Mais ce n’est pas tout ! Il faut aussi que les lettres s’équilibrent, que les premières ne soient pas plus grosses que les dernières, ou inversement, qu’il n’y ait pas de vide dans le tracé. Bref, que ce soit harmonieux. Et cela s’obtient après de nombreuses répétitions, de nombreux échecs, de nombreuses recherches. Et des conseils avisés. Car l’harmonie de la forme et l’adaptation parfaite à l’espace où il se déploie sont au cœur du graffiti. Et cela ne s’improvise pas !
Ayant ainsi atteint une parfaite maîtrise de son tag, le graffeur se balade dans la ville avec une bombe ou un Posca [4] à portée de main et dès qu’une surface l’inspire, il dégaine sa bombe et tague, d’un geste sûr, rapide et élégant pour dire : « Je suis passé par ici ».
Ce geste répétitif n’est pas anodin ; il me fait penser à un autre geste qu’on accomplit ainsi mécaniquement. Je veux parler du signe de la croix qu’effectuent les fidèles en entrant dans une église. C’est le même genre de rituel, accompli de façon mécanique et répétitive, avec une gestuelle rodée de longue date, parfaitement huilée, élégante. En taguant, le graffeur signe et se signe. Il ne se signe pas avec la croix, symbole du Christ, il se signe avec son nom…
Enfin, pas tout à fait son nom… !
Car le graffeur ne signe pas de son vrai nom, évidemment ! Autant laisser son adresse et son numéro de téléphone à la police pour lui éviter de fastidieuses recherches ! Non, le graffeur signe de son pseudonyme, c’est-à-dire, dans la langue du graffiti, de son « blaze ».
Le blaze est un mot dérivé de « blason », ce signe moyenâgeux qui permettait d’identifier son porteur, sa communauté. Il est donc un mot-symbole. Pas un nom propre.
Là encore, il n’y a rien d’improvisé. Le graffeur met très longtemps à se choisir un blaze. Parce que la police rode dans les parages, il ne doit pas être très long à écrire. Faire court pour faire vite, c’est la règle. Le blaze, bien sûr, doit être original, il ne doit pas être porté par un autre graffeur. Enfin, il doit comporter des lettres que le graffeur aime bien dessiner et dont l’enchaînement le réjouit. Car ce blaze, il ne va pas seulement en faire un tag, il va aussi l’utiliser comme base pour peindre en très grande dimension les lettres qui le composent et réaliser sur les murs, sur les trains, sur les camions, partout où il le peut, ce qu’en graffiti on appelle un « lettrage ». Alors, autant que les lettres lui plaisent !

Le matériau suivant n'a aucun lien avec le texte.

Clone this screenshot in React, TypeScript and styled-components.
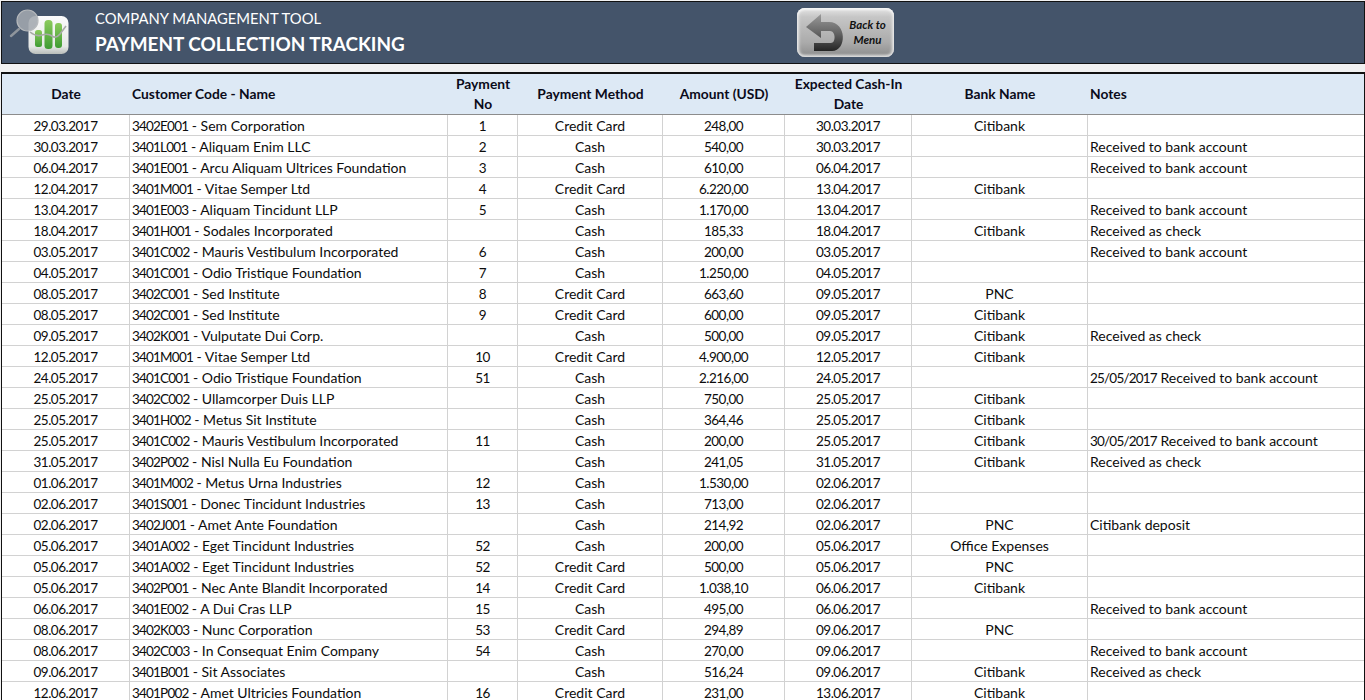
import React from "react";
import styled, { createGlobalStyle } from "styled-components";

const Global = createGlobalStyle`
  html, body { margin: 0; padding: 0; height: 700px; overflow: hidden; background: #f1f1f1; }
  body { font-family: Lato, "Noto Sans", sans-serif; color: #0c0c0c; }
`;

const Page = styled.div`
  height: 700px;
  overflow: hidden;
  padding-top: 1px;
  box-sizing: border-box;
`;

const Banner = styled.header`
  height: 63px;
  margin: 0 0 8px 1px;
  box-sizing: border-box;
  border: 1px solid #111;
  background: #44546a;
  display: flex;
  align-items: flex-start;
`;

const LogoSlot = styled.div`
  width: 93px;
  height: 61px;
  flex: none;
`;

const Titles = styled.div`
  width: 700px;
  flex: none;
  color: #fff;
  padding-top: 5px;
`;

const Subtitle = styled.div`
  font-size: 14.8px;
  line-height: 22px;
`;

const Title = styled.div`
  font-size: 18.9px;
  line-height: 29px;
  font-weight: 700;
`;

const BackButton = styled.button`
  margin: 6px 0 0 2px;
  width: 97px;
  height: 49px;
  padding: 0 0 2px 44px;
  border: 0;
  border-radius: 8px;
  background: linear-gradient(180deg, #e6e6e6 0%, #c6c6c6 18%, #ababab 70%, #949494 92%, #cfcfcf 100%);
  box-shadow: inset 0 2px 2px #f5f5f5, inset 2px 0 3px #e2e2e2, inset -2px 0 3px #e2e2e2;
  position: relative;
  color: #111;
  font: italic 700 11.5px/15px Lato, sans-serif;
  text-align: center;
`;

const BackArrow = styled.svg`
  position: absolute;
  left: 7px;
  top: 3px;
`;

const Sheet = styled.div`
  margin-left: 1px;
  border-top: 2px solid #111;
  border-left: 1px solid #111;
  border-right: 1px solid #111;
  background: #fff;
`;

const Table = styled.table`
  table-layout: fixed;
  width: 1362px;
  border-collapse: separate;
  border-spacing: 0;
  font-size: 14px;
`;

const HeadRow = styled.tr`
  height: 41px;
  background: #dde9f5;
`;

const HeadCell = styled.th<{ $left?: boolean }>`
  padding: 0 0 0 ${(p) => (p.$left ? "2px" : "0")};
  border-bottom: 1px solid #8c8c8c;
  font-size: 13.8px;
  font-weight: 700;
  line-height: 20px;
  text-align: ${(p) => (p.$left ? "left" : "center")};
  color: #0b0b1a;
`;

const Row = styled.tr`
  height: 21px;
`;

const Cell = styled.td<{ $left?: boolean; $num?: boolean }>`
  box-sizing: border-box;
  height: 21px;
  padding: 2px 0 0 ${(p) => (p.$left ? "2px" : "0")};
  border-right: 1px solid #d2d2d2;
  border-bottom: 1px solid #d2d2d2;
  line-height: 18px;
  white-space: nowrap;
  overflow: hidden;
  text-align: ${(p) => (p.$left ? "left" : "center")};
  font-size: ${(p) => (p.$num ? "13.5px" : "inherit")};
  letter-spacing: ${(p) => (p.$num ? "-0.5px" : "normal")};
`;

const NoteCell = styled(Cell)`
  border-right: 0;
`;

const Code = styled.span`
  font-size: 13.5px;
  letter-spacing: -0.8px;
`;

const widths = [128, 318, 70, 145, 122, 127, 176, 276];

const rows: string[][] = [
  ["29.03.2017", "3402E001 - Sem Corporation", "1", "Credit Card", "248,00", "30.03.2017", "Citibank", ""],
  ["30.03.2017", "3401L001 - Aliquam Enim LLC", "2", "Cash", "540,00", "30.03.2017", "", "Received to bank account"],
  ["06.04.2017", "3401E001 - Arcu Aliquam Ultrices Foundation", "3", "Cash", "610,00", "06.04.2017", "", "Received to bank account"],
  ["12.04.2017", "3401M001 - Vitae Semper Ltd", "4", "Credit Card", "6.220,00", "13.04.2017", "Citibank", ""],
  ["13.04.2017", "3401E003 - Aliquam Tincidunt LLP", "5", "Cash", "1.170,00", "13.04.2017", "", "Received to bank account"],
  ["18.04.2017", "3401H001 - Sodales Incorporated", "", "Cash", "185,33", "18.04.2017", "Citibank", "Received as check"],
  ["03.05.2017", "3401C002 - Mauris Vestibulum Incorporated", "6", "Cash", "200,00", "03.05.2017", "", "Received to bank account"],
  ["04.05.2017", "3401C001 - Odio Tristique Foundation", "7", "Cash", "1.250,00", "04.05.2017", "", ""],
  ["08.05.2017", "3402C001 - Sed Institute", "8", "Credit Card", "663,60", "09.05.2017", "PNC", ""],
  ["08.05.2017", "3402C001 - Sed Institute", "9", "Credit Card", "600,00", "09.05.2017", "Citibank", ""],
  ["09.05.2017", "3402K001 - Vulputate Dui Corp.", "", "Cash", "500,00", "09.05.2017", "Citibank", "Received as check"],
  ["12.05.2017", "3401M001 - Vitae Semper Ltd", "10", "Credit Card", "4.900,00", "12.05.2017", "Citibank", ""],
  ["24.05.2017", "3401C001 - Odio Tristique Foundation", "51", "Cash", "2.216,00", "24.05.2017", "", "25/05/2017 Received to bank account"],
  ["25.05.2017", "3402C002 - Ullamcorper Duis LLP", "", "Cash", "750,00", "25.05.2017", "Citibank", ""],
  ["25.05.2017", "3401H002 - Metus Sit Institute", "", "Cash", "364,46", "25.05.2017", "Citibank", ""],
  ["25.05.2017", "3401C002 - Mauris Vestibulum Incorporated", "11", "Cash", "200,00", "25.05.2017", "Citibank", "30/05/2017 Received to bank account"],
  ["31.05.2017", "3402P002 - Nisl Nulla Eu Foundation", "", "Cash", "241,05", "31.05.2017", "Citibank", "Received as check"],
  ["01.06.2017", "3401M002 - Metus Urna Industries", "12", "Cash", "1.530,00", "02.06.2017", "", ""],
  ["02.06.2017", "3401S001 - Donec Tincidunt Industries", "13", "Cash", "713,00", "02.06.2017", "", ""],
  ["02.06.2017", "3402J001 - Amet Ante Foundation", "", "Cash", "214,92", "02.06.2017", "PNC", "Citibank deposit"],
  ["05.06.2017", "3401A002 - Eget Tincidunt Industries", "52", "Cash", "200,00", "05.06.2017", "Office Expenses", ""],
  ["05.06.2017", "3401A002 - Eget Tincidunt Industries", "52", "Credit Card", "500,00", "05.06.2017", "PNC", ""],
  ["05.06.2017", "3402P001 - Nec Ante Blandit Incorporated", "14", "Credit Card", "1.038,10", "06.06.2017", "Citibank", ""],
  ["06.06.2017", "3401E002 - A Dui Cras LLP", "15", "Cash", "495,00", "06.06.2017", "", "Received to bank account"],
  ["08.06.2017", "3402K003 - Nunc Corporation", "53", "Credit Card", "294,89", "09.06.2017", "PNC", ""],
  ["08.06.2017", "3402C003 - In Consequat Enim Company", "54", "Cash", "270,00", "09.06.2017", "", "Received to bank account"],
  ["09.06.2017", "3401B001 - Sit Associates", "", "Cash", "516,24", "09.06.2017", "Citibank", "Received as check"],
  ["12.06.2017", "3401P002 - Amet Ultricies Foundation", "16", "Credit Card", "231,00", "13.06.2017", "Citibank", ""],
];

function AppLogo() {
  return (
    <svg width="93" height="61" viewBox="0 0 93 61" style={{ display: "block" }}>
      <defs>
        <linearGradient id="tile" x1="0" y1="0" x2="0" y2="1">
          <stop offset="0" stopColor="#fbfbfb" />
          <stop offset="0.8" stopColor="#e6e8e6" />
          <stop offset="1" stopColor="#b9bdba" />
        </linearGradient>
        <linearGradient id="bar" x1="0" y1="0" x2="0" y2="1">
          <stop offset="0" stopColor="#8ccb5c" />
          <stop offset="1" stopColor="#3f9c33" />
        </linearGradient>
      </defs>
      <rect x="26.5" y="14" width="40" height="38" rx="7" fill="url(#tile)" />
      <rect x="33" y="28" width="7" height="17" rx="2.5" fill="url(#bar)" />
      <rect x="42.5" y="18" width="8" height="29" rx="3.5" fill="url(#bar)" />
      <rect x="53" y="21" width="7" height="25" rx="3" fill="url(#bar)" />
      <path d="M28 30 Q34 35 40 33 T50 34 T58 32 L64 24" fill="none" stroke="#a8aba6" strokeWidth="1.6" />
      <circle cx="25.5" cy="18.5" r="10.5" fill="#a3a8af" fillOpacity="0.88" stroke="#b6b9bc" strokeWidth="1.2" />
      <path d="M17 27 L9 34" stroke="#8f959c" strokeWidth="2.4" strokeLinecap="round" />
    </svg>
  );
}

function BackIcon() {
  return (
    <BackArrow width="44" height="44" viewBox="0 0 44 44">
      <defs>
        <linearGradient id="arrowFill" x1="0" y1="0" x2="0" y2="1">
          <stop offset="0" stopColor="#9a9a9a" />
          <stop offset="0.5" stopColor="#666" />
          <stop offset="1" stopColor="#242424" />
        </linearGradient>
      </defs>
      <path
        d="M2 16 L17 3 L17 11 L25 11 C43 11 43 40 28 40 L10 40 L10 32 L27 32 C32 32 32 20 26 20 L17 20 L17 27 Z"
        fill="url(#arrowFill)"
      />
    </BackArrow>
  );
}

function CustomerName({ value }: { value: string }) {
  const [code, name] = value.split(" - ");
  return (
    <>
      <Code>{code}</Code> - {name}
    </>
  );
}

function Note({ value }: { value: string }) {
  const match = value.match(/^(\d\d\/\d\d\/\d{4}) (.*)$/);
  if (!match) return <>{value}</>;
  return (
    <>
      <Code>{match[1]}</Code> {match[2]}
    </>
  );
}

export default function App() {
  return (
    <Page>
      <Global />
      <Banner>
        <LogoSlot>
          <AppLogo />
        </LogoSlot>
        <Titles>
          <Subtitle>COMPANY MANAGEMENT TOOL</Subtitle>
          <Title>PAYMENT COLLECTION TRACKING</Title>
        </Titles>
        <BackButton>
          <BackIcon />
          Back to
          <br />
          Menu
        </BackButton>
      </Banner>
      <Sheet>
        <Table>
          <colgroup>
            {widths.map((w, i) => (
              <col key={i} style={{ width: w }} />
            ))}
          </colgroup>
          <thead>
            <HeadRow>
              <HeadCell>Date</HeadCell>
              <HeadCell $left>Customer Code - Name</HeadCell>
              <HeadCell>
                Payment
                <br />
                No
              </HeadCell>
              <HeadCell>Payment Method</HeadCell>
              <HeadCell>Amount (USD)</HeadCell>
              <HeadCell>
                Expected Cash-In
                <br />
                Date
              </HeadCell>
              <HeadCell>Bank Name</HeadCell>
              <HeadCell $left>Notes</HeadCell>
            </HeadRow>
          </thead>
          <tbody>
            {rows.map((r, i) => (
              <Row key={i}>
                <Cell $num>{r[0]}</Cell>
                <Cell $left>
                  <CustomerName value={r[1]} />
                </Cell>
                <Cell $num>{r[2]}</Cell>
                <Cell>{r[3]}</Cell>
                <Cell $num>{r[4]}</Cell>
                <Cell $num>{r[5]}</Cell>
                <Cell>{r[6]}</Cell>
                <NoteCell $left>
                  <Note value={r[7]} />
                </NoteCell>
              </Row>
            ))}
          </tbody>
        </Table>
      </Sheet>
    </Page>
  );
}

Bref, trouver son blaze est très long, sauf si, par une illumination soudaine, il s’impose un beau matin. Le choix est d’autant plus difficile que le graffeur, dans la plupart des cas, n’en changera pas. Et c’est avec lui qu’il signera toutes ses œuvres [5].
Mais le tag n’est pas en lui-même un indice de religiosité, ce n’est qu’une signature, comme il y en a eu sous différentes formes au cours du temps, pour des usages bien prosaïques, souvent administratifs ou juridiques. Bref, cette signature du graffeur ne nous aide pas beaucoup dans notre enquête.
Encore que… La façon particulière de réaliser le tag, comme on se signe en entrant dans une église, me met la puce à l’oreille. Voilà un indice bien intéressant.